The New Age movements of the twentieth century took this ‘disorganized religion’ movement even farther.  They were often a hodge-podge of Western and Eastern traditions (more on that below), and due to close associations to many other ‘counter-culture’ movements, were often resistant to any kind of ‘traditionalism’ or authority.

So that’s my guess for how we came up with an idea of “organized religion.”  What’s especially weird about this rejection of “organized” is that it often comes from within existing religious traditions – Wolfe’s book “The New American Religion” has a fascinating discussion of why so many Americans are drawn to evangelical Christianity because they feel it’s not “organized religion.”  But it has churches, an infrastructure, doctrines, liturgy, clergy.  It’s organized.

Like “dogma,” the concept of “organized religion” then ends up being more of a rhetorical catch-all for bad things about religion, so that a religion can remain good so long as it rejects the concept of “organized,” even while it’s, you know, organizing.

5.) “I’m not into organized religion, but I am really into Zen/Buddhism/Tao/yoga/tantic/Feng Shui/etc.”

Technically this is just an aspect of the above, but it has it’s own pitfalls, so I figure it’s worth discussing independently.

The problem with this claim is an issue of how much you have to take on an identity to have it.  So first off – I wholeheartedly believe that people get to identify as whatever they want.  Consider yourself a Buddhist?  Great!  I’ve known people who identify as Pagan, Druid, Hellenic Polytheist and Witch.  But what I found impressive about those people?  They knew their shit.  They knew which festivals fell on which periods of the moon, or how worship of a god varied from city to city in ancient Greece.

When it comes to the Eastern traditions, however, we’re a lot more lax about how much someone knows about the tradition they’re claiming for themselves.  So here’s the problem – Buddhism and Tao?  They *are* religions.  And Zen, yoga, tantric and Feng Shui are all parts of or derived from religions.  And you know what I said about all religions having doctrines and being violent?  Still true.  There’s been violence in Buddhism.  And Hindu.  And every other Eastern religion.  But our imagination of these traditions tends to be one of pure spirituality and mysticism, free of any actual history or tradition.

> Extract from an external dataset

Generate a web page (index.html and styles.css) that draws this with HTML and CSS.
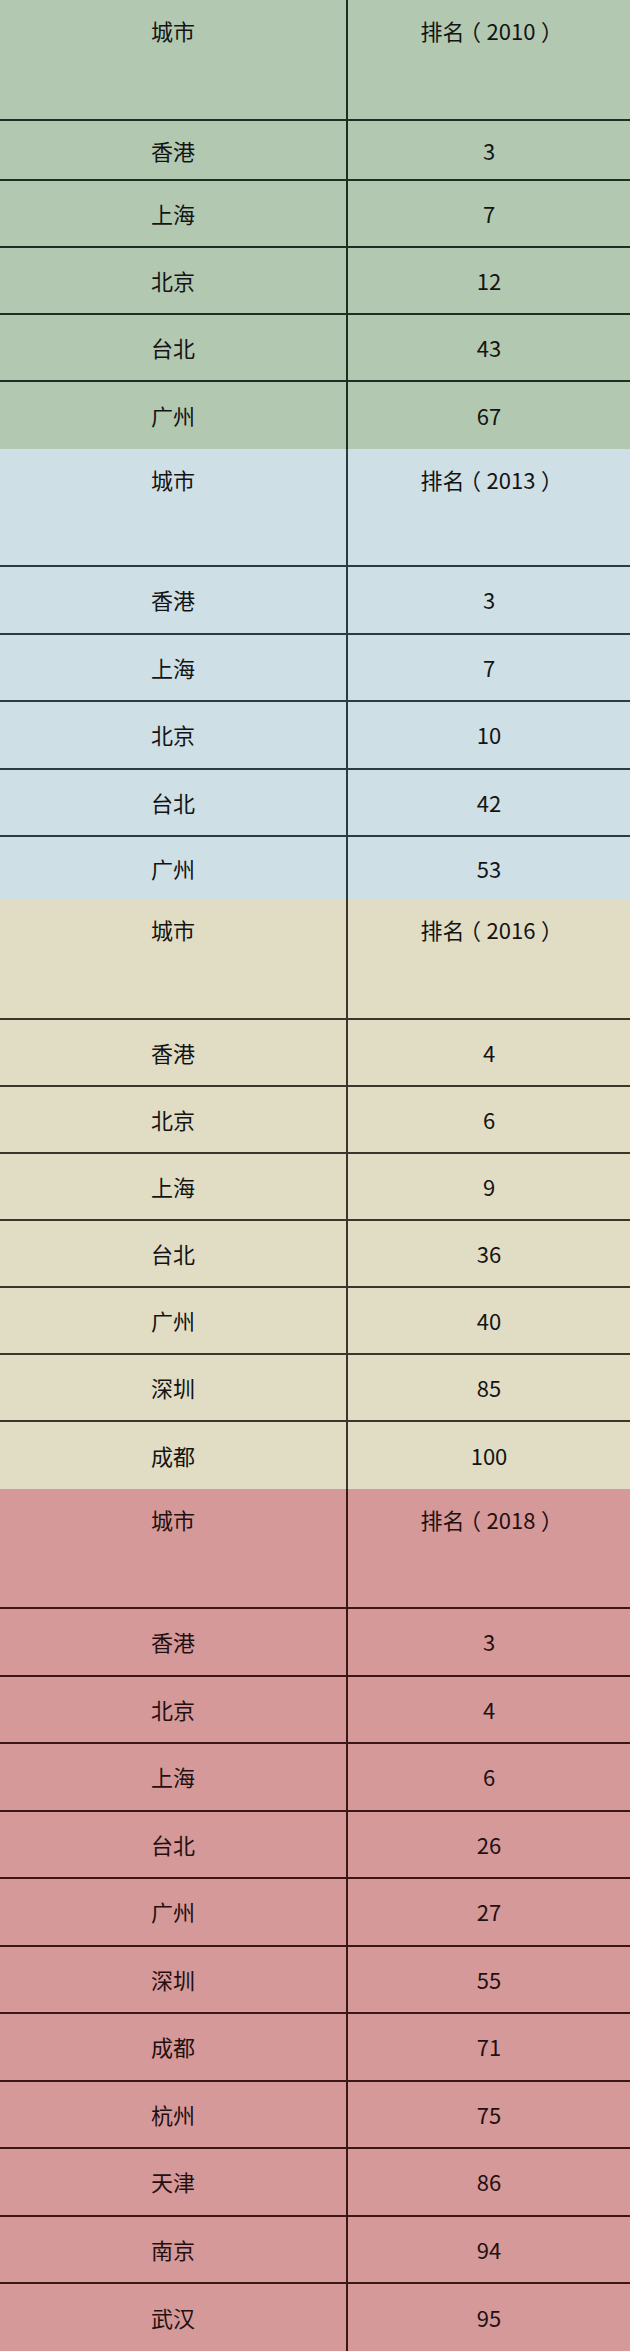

There’s also a lot of Orientalism tied up in this idea of the East as being home to all things mystic.  The concept of the mystical East developed in the period of Western imperialism, and was often used to claim the essentially limited nature of the Eastern mind – that Buddhists and Hindus were so mystic and spiritual because people in the East actually weren’t capable of understanding the more complex aspects of religion, like doctrine and philosophy, and so these things never developed in the East.  In turn, this belief was used to defend Western imperialism, that the East would do better under Western rule because they’d be looked after by the smart, philosophically- and analytically-minded Westerners.

That’s, of course, total bullshit – there are Eastern philosophers, and there is doctrine in Buddhism and Hindu.  Seventeenth-century Western scholars just didn’t bother to do their research.  But the belief in Eastern mysticism survives to this day.

The problem with this belief in the mystical East is that people who are “really into” Zen/Buddhism/yoga often feel entitled to speak with expertise on these traditions in their native environment, which in turns reinforces the idea of the mystical East.  American Buddhism is very different from Eastern Buddhism.  Same goes for yoga, tantric and Hari Krishna as compared to the Hinduism found in South Asia.  The Western versions were often imported and forceably stripped of their native history and culture, often through the prevention of native participation (you want evidence for this – go to your local yoga class and see how many South Asians show up).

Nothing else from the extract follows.